» **What this task involves**: From the entries below, list each line with "React".
-=-=-
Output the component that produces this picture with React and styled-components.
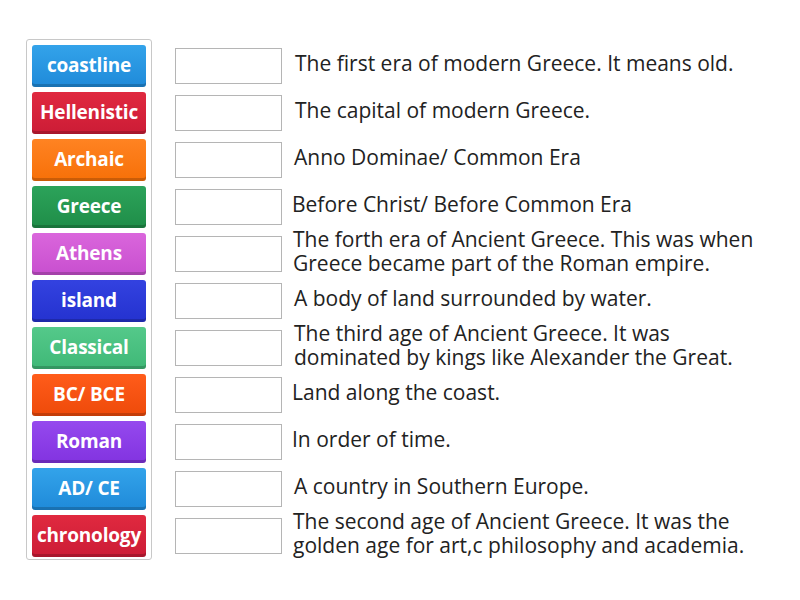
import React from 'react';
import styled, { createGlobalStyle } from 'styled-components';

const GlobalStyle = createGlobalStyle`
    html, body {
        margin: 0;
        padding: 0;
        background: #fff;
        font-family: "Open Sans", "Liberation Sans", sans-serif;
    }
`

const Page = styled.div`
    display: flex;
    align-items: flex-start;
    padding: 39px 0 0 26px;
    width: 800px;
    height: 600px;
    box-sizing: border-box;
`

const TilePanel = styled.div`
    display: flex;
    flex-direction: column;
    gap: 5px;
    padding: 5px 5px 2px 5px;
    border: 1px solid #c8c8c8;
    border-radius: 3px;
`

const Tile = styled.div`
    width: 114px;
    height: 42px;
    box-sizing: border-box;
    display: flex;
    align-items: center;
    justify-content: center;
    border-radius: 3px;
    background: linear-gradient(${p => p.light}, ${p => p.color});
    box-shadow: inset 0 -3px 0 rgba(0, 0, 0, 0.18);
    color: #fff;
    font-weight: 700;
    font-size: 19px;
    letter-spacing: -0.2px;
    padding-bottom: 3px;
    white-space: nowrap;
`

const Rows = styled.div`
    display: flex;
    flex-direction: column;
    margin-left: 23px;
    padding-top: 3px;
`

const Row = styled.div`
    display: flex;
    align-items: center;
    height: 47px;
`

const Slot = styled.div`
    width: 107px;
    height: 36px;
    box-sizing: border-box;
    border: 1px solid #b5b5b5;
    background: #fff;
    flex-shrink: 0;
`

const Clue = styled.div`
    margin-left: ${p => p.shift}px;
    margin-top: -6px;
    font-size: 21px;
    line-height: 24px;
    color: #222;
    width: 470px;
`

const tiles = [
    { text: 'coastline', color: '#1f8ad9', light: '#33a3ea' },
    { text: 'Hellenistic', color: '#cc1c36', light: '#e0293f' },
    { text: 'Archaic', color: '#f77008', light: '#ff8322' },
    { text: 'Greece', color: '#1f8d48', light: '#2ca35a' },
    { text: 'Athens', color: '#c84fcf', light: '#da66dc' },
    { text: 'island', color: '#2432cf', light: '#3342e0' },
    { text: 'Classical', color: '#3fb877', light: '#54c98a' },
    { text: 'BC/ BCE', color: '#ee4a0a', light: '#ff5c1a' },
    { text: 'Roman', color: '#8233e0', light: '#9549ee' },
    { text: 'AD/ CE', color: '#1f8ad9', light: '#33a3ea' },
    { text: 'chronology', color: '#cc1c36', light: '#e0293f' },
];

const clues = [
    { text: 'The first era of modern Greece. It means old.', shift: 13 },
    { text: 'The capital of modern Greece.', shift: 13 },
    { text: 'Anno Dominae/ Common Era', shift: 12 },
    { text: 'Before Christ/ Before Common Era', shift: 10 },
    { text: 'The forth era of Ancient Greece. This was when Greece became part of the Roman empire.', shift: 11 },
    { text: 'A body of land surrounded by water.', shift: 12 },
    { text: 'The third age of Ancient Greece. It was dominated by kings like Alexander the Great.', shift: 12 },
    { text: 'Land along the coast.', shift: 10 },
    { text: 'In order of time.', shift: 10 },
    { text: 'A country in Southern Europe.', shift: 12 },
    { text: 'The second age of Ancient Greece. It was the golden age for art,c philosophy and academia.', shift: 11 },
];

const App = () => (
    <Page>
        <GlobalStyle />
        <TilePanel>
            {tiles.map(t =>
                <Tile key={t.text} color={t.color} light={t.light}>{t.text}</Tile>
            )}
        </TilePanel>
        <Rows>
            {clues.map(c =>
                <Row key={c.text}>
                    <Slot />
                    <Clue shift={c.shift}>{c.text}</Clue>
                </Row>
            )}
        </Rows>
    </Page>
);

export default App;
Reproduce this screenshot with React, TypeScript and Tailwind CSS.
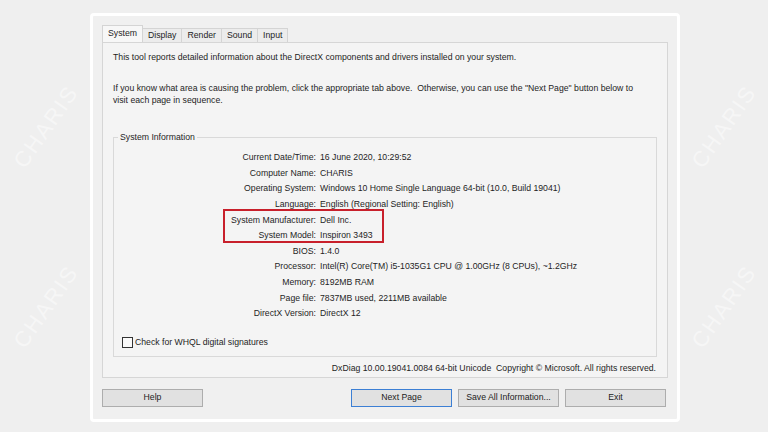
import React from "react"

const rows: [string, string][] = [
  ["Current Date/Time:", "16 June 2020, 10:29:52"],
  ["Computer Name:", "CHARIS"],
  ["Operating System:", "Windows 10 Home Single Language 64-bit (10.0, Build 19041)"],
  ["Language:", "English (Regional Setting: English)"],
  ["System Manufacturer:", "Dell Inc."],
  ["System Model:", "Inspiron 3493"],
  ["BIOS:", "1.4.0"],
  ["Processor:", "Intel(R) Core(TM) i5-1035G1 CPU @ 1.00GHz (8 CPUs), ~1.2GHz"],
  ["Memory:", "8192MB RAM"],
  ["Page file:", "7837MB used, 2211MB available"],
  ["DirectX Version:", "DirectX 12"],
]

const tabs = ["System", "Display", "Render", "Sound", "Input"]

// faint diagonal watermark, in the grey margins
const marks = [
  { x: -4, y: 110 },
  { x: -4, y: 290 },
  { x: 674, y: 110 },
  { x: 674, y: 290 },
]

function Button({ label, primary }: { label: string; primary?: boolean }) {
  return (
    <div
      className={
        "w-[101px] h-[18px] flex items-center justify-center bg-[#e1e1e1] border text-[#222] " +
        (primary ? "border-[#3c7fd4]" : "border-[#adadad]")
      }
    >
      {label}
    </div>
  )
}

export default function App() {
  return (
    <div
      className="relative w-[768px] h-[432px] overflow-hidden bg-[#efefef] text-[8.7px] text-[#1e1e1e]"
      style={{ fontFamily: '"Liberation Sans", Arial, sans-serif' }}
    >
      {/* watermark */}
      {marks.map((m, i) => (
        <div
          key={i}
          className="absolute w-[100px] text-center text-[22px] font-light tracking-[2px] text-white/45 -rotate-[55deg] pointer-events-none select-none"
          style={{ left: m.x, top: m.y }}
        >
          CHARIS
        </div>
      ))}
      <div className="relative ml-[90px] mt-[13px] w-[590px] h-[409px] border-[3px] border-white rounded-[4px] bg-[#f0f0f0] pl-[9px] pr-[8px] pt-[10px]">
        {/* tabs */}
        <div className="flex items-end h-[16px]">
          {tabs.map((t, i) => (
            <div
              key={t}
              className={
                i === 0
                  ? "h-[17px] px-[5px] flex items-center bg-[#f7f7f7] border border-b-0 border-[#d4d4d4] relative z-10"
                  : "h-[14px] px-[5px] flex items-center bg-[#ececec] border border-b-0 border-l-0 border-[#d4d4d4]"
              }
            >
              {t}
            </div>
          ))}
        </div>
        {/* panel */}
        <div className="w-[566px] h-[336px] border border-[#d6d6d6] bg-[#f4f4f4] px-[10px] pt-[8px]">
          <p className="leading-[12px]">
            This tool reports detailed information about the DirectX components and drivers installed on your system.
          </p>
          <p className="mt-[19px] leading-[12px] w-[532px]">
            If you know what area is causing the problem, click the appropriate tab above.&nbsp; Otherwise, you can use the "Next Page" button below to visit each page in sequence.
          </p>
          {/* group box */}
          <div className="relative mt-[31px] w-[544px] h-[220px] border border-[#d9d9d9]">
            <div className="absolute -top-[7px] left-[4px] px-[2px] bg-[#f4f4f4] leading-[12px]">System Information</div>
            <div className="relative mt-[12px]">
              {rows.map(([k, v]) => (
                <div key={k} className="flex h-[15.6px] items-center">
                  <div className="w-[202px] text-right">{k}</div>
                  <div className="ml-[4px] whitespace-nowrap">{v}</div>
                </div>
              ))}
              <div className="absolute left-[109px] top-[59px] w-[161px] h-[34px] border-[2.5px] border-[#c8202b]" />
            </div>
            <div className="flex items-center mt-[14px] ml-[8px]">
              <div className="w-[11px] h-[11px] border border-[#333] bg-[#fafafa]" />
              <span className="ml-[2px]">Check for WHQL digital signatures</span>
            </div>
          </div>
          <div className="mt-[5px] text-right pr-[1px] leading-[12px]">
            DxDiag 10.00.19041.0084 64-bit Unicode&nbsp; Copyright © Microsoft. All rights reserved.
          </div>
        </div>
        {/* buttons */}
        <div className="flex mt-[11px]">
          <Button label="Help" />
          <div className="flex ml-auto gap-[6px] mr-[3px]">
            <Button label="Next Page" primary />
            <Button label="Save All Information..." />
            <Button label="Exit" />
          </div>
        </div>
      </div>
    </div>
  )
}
-=-=-
» **Final result**:
Output the component that produces this picture with React and styled-components.
import React from 'react';
Reproduce this screenshot with React, TypeScript and Tailwind CSS.
import React from "react"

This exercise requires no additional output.